Not surprisingly Microsoft Chairman Bill Gates pooh-poohed all of the limelight that Google and Yahoo were enjoying at CES (CNET), perhaps just a little bit miffed that the crowds at CES no longer part Moses-like for him alone. Gates' demo of Microsoft's new Vista operating system highlighted integration with home entertainment, its own Sidebar-like application and some vision-thing demos of where convergence technologies are taking us. All potent stuff, but in "the future is now" world of CES it seemed to ring a little hollow, a bit like General Motors hawking concept cars that may or not be built in time to make a difference.

The key to CES this year was content, with traditional content and technology companies learning with some awkwardness how to dance with one another much more closely than they really know how to or really want to. The "old guard" producers of consumer content are beginning to recognize that there's more to be gained than lost by moving more aggressively with online partners, but regardless of what the agreements and supporting spreadsheets may say they're not really sure whether they've made effective moves or not: they just know that whoever doesn't try to move at all will regret it in a big way. Experimentation is the order of the day, and as long as some sort of DRM is out there to lower the fear levels they're going to give any number of things a try. It's necessary experimentation, to be sure, but extraordinarily short-sighted for the most part.

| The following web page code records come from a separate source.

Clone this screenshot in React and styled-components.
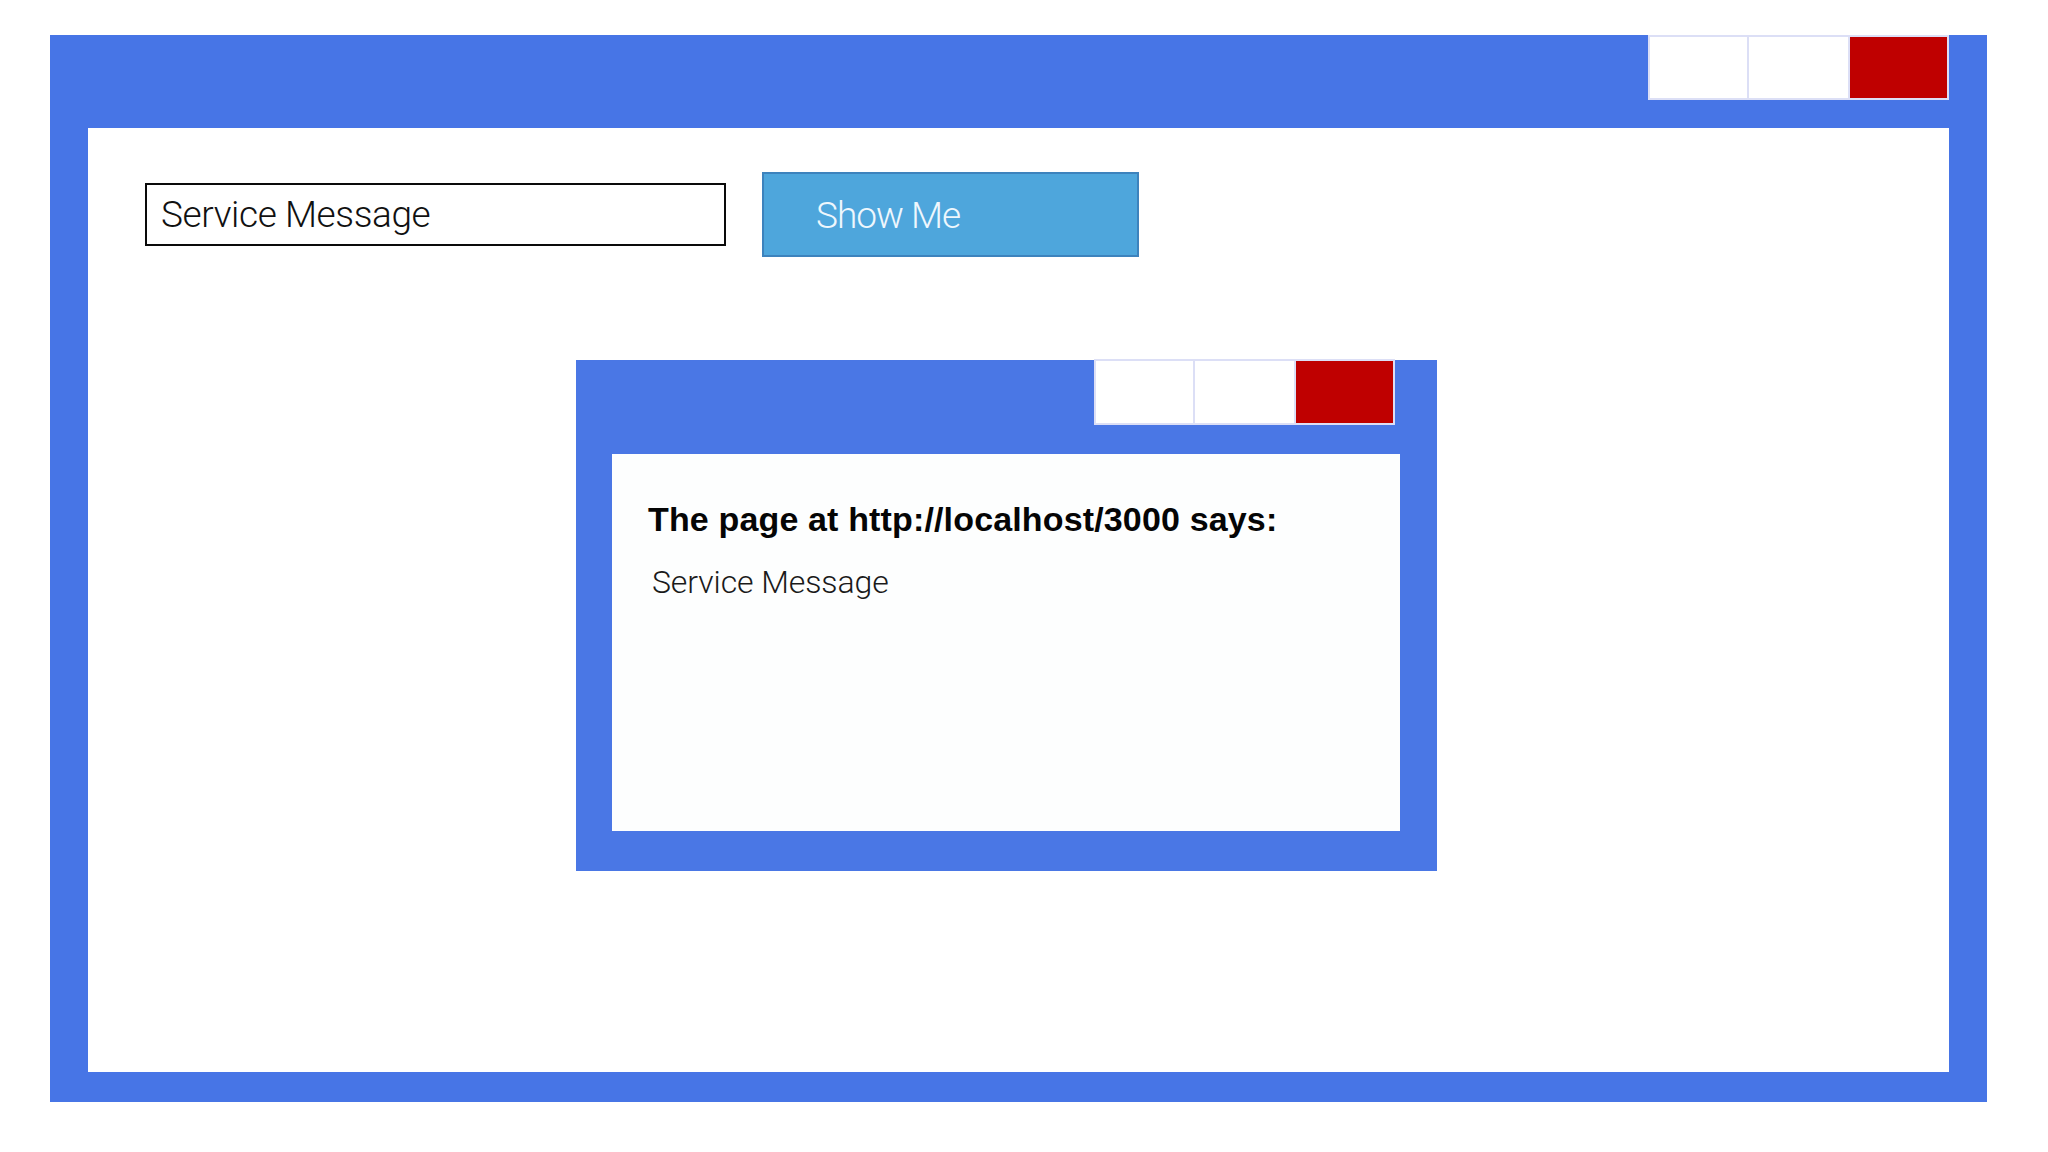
import React from "react";
import styled, { createGlobalStyle } from "styled-components";

const GlobalStyle = createGlobalStyle`
  html, body {
    margin: 0;
    padding: 0;
    background: #ffffff;
  }
  body {
    font-family: Roboto, "Liberation Sans", sans-serif;
  }
`;

const Page = styled.div`
  width: 2048px;
  height: 1152px;
  box-sizing: border-box;
  padding: 35px 61px 50px 50px;
  background: #ffffff;
`;

const Window = styled.div`
  display: flex;
  flex-direction: column;
  box-sizing: border-box;
  width: ${(p) => p.$width}px;
  height: ${(p) => p.$height}px;
  padding: 0 ${(p) => p.$side}px ${(p) => p.$bottom}px ${(p) => p.$left || p.$side}px;
  background: ${(p) => p.$color};
`;

const TitleBar = styled.div`
  display: flex;
  justify-content: flex-end;
  align-items: flex-start;
  flex: 0 0 ${(p) => p.$height}px;
  margin-right: ${(p) => p.$inset || 0}px;
`;

const Controls = styled.div`
  display: flex;
  margin-top: ${(p) => p.$offset || 0}px;
`;

const Control = styled.div`
  box-sizing: border-box;
  width: ${(p) => p.$w || 101}px;
  height: ${(p) => p.$h || 65}px;
  border: 2px solid #dcdff6;
  background: ${(p) => (p.$close ? "#bf0000" : "#ffffff")};
  & + & {
    margin-left: -2px;
  }
`;

const WindowBody = styled.div`
  flex: 1;
  background: ${(p) => p.$bg || "#ffffff"};
  box-sizing: border-box;
`;

const MainBody = styled(WindowBody)`
  padding: 44px 0 0 57px;
`;

const FormRow = styled.div`
  display: flex;
  align-items: center;
  gap: 36px;
`;

const TextField = styled.div`
  box-sizing: border-box;
  width: 581px;
  height: 63px;
  border: 2px solid #0a0a0a;
  display: flex;
  align-items: center;
  padding-left: 14px;
  font-family: Roboto, "Liberation Sans", sans-serif;
  font-weight: 300;
  font-size: 37px;
  letter-spacing: -0.4px;
  color: #111111;
`;

const ShowButton = styled.div`
  box-sizing: border-box;
  width: 377px;
  height: 85px;
  background: #4ea6dc;
  border: 2px solid #3d83bd;
  display: flex;
  align-items: center;
  padding-left: 52px;
  padding-top: 2px;
  font-family: Roboto, "Liberation Sans", sans-serif;
  font-weight: 300;
  font-size: 37px;
  letter-spacing: -1px;
  color: #eef7fd;
`;

const DialogArea = styled.div`
  margin: 103px 0 0 431px;
`;

const DialogBody = styled(WindowBody)`
  padding: 45px 0 0 36px;
`;

const DialogTitle = styled.div`
  font-family: "Liberation Sans", Arial, sans-serif;
  font-weight: 700;
  font-size: 34px;
  letter-spacing: 0.15px;
  color: #050505;
  line-height: 40px;
`;

const DialogMessage = styled.div`
  margin-top: 23px;
  padding-left: 4px;
  font-family: Roboto, "Liberation Sans", sans-serif;
  font-weight: 300;
  font-size: 32px;
  letter-spacing: -0.1px;
  color: #1a1a1a;
  line-height: 40px;
`;

function WindowControls({ offset, h }) {
  return (
    <Controls $offset={offset}>
      <Control $h={h} />
      <Control $h={h} $w={103} />
      <Control $h={h} $close />
    </Controls>
  );
}

export default function App() {
  return (
    <>
      <GlobalStyle />
      <Page>
        <Window $width={1937} $height={1067} $side={38} $bottom={30} $color="#4775e6">
          <TitleBar $height={93}>
            <WindowControls h={65} />
          </TitleBar>
          <MainBody>
            <FormRow>
              <TextField>Service Message</TextField>
              <ShowButton>Show Me</ShowButton>
            </FormRow>
            <DialogArea>
              <Window $width={861} $height={511} $side={37} $left={36} $bottom={40} $color="#4a77e5">
                <TitleBar $height={94} $inset={5}>
                  <WindowControls offset={-1} h={66} />
                </TitleBar>
                <DialogBody $bg="#fdfefe">
                  <DialogTitle>The page at http://localhost/3000 says:</DialogTitle>
                  <DialogMessage>Service Message</DialogMessage>
                </DialogBody>
              </Window>
            </DialogArea>
          </MainBody>
        </Window>
      </Page>
    </>
  );
}
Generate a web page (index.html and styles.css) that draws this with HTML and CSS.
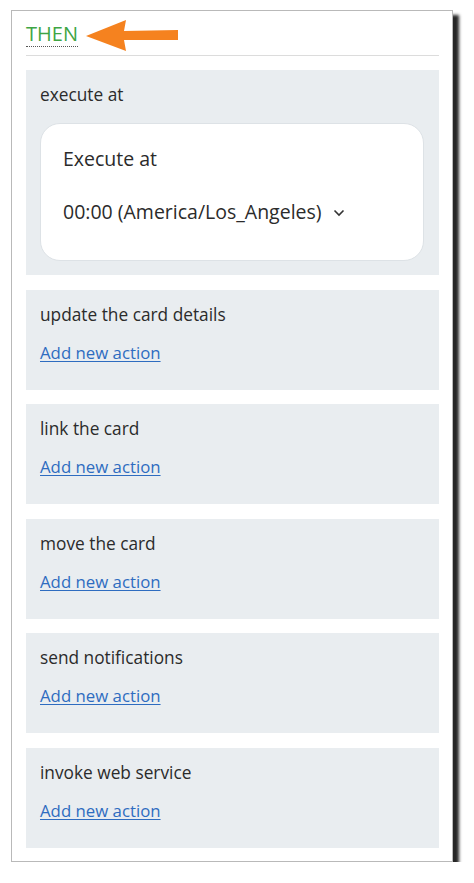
FILE: index.html
```html
<!DOCTYPE html>
<html>
<head>
<meta charset="utf-8">
<link rel="stylesheet" href="styles.css">
</head>
<body>
<div class="frame">
  <div class="header">
    <span class="then">THEN</span>
    <svg class="arrow" width="100" height="34" viewBox="0 0 100 34">
      <path d="M2 18 L42 2 L40 13 L94 12 L94 22 L40 22 L42 33 Z" fill="#f5821f"/>
    </svg>
  </div>
  <div class="sections">
    <div class="box">
      <div class="title">execute at</div>
      <div class="card">
        <div class="label">Execute at</div>
        <div class="value">00:00 (America/Los_Angeles)
          <svg class="chev" width="12" height="8" viewBox="0 0 12 8"><path d="M1.5 1.5 L6 6 L10.5 1.5" fill="none" stroke="#333" stroke-width="1.6"/></svg>
        </div>
      </div>
    </div>
    <div class="box small">
      <div class="title">update the card details</div>
      <a class="link" href="#">Add new action</a>
    </div>
    <div class="box small">
      <div class="title">link the card</div>
      <a class="link" href="#">Add new action</a>
    </div>
    <div class="box small">
      <div class="title">move the card</div>
      <a class="link" href="#">Add new action</a>
    </div>
    <div class="box small">
      <div class="title">send notifications</div>
      <a class="link" href="#">Add new action</a>
    </div>
    <div class="box small">
      <div class="title">invoke web service</div>
      <a class="link" href="#">Add new action</a>
    </div>
  </div>
</div>
</body>
</html>
```
FILE: styles.css
```css
html, body {
  margin: 0;
  padding: 0;
  background: #fff;
  font-family: "Open Sans", "Noto Sans", sans-serif;
  color: #2b2b2b;
}
.frame {
  position: relative;
  margin: 10px 0 0 11px;
  width: 442px;
  height: 852px;
  box-sizing: border-box;
  border: 1px solid #b9b9b9;
  box-shadow: 6px 5px 3px rgba(0, 0, 0, 0.85);
  padding: 0 13px 0 14px;
  background: #fff;
}
.header {
  position: relative;
  padding-top: 11px;
  padding-bottom: 8px;
  border-bottom: 1px solid #dcdcdc;
}
.then {
  display: inline-block;
  font-size: 20px;
  font-weight: 500;
  line-height: 24px;
  color: #3ea544;
  border-bottom: 1px dotted #555;
}
.arrow {
  position: absolute;
  left: 58px;
  top: 7px;
}
.sections {
  margin-top: 14px;
  display: flex;
  flex-direction: column;
  gap: 14.5px;
}
.box {
  background: #e9edf0;
  padding: 13px 15px 14px 14px;
}
.box.small {
  height: 100px;
  box-sizing: border-box;
  display: flex;
  flex-direction: column;
  align-items: flex-start;
}
.title {
  font-size: 17.3px;
  font-weight: 500;
  line-height: 24px;
  color: #2b2b2b;
}
.card {
  margin-top: 16px;
  background: #fff;
  border: 1px solid #dde2e6;
  border-radius: 20px;
  height: 138px;
  box-sizing: border-box;
  padding: 23px 22px 0 22px;
}
.label, .value {
  font-size: 19.5px;
  line-height: 24px;
  color: #2b2b2b;
}
.value {
  margin-top: 29px;
  display: flex;
  align-items: center;
}
.chev {
  margin-left: 11px;
  margin-top: 1px;
}
.link {
  margin-top: 14px;
  font-size: 16.8px;
  line-height: 24px;
  color: #2e6cc0;
  text-decoration: underline;
  text-underline-offset: 2px;
}
```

Content producers have an enormous opportunity to set the table for themselves far more effectively by creating and embracing their own open cross-platform strategies that will give them much greater leverage across all of these increasingly sophisticated delivery options. That's not likely in the short term, though: instead content companies will continue to play the field of portal and platform providers who will take the lead with DRM and other knotty technology issues. But as the reality of being locked into technology partners for core content licensing sinks in, there will be an evolving counter-movement towards publisher-controlled digital packaging of content. The convergence battles have just begun, but already they are beginning to define for some time to come the field on which content ecommerce is evolving.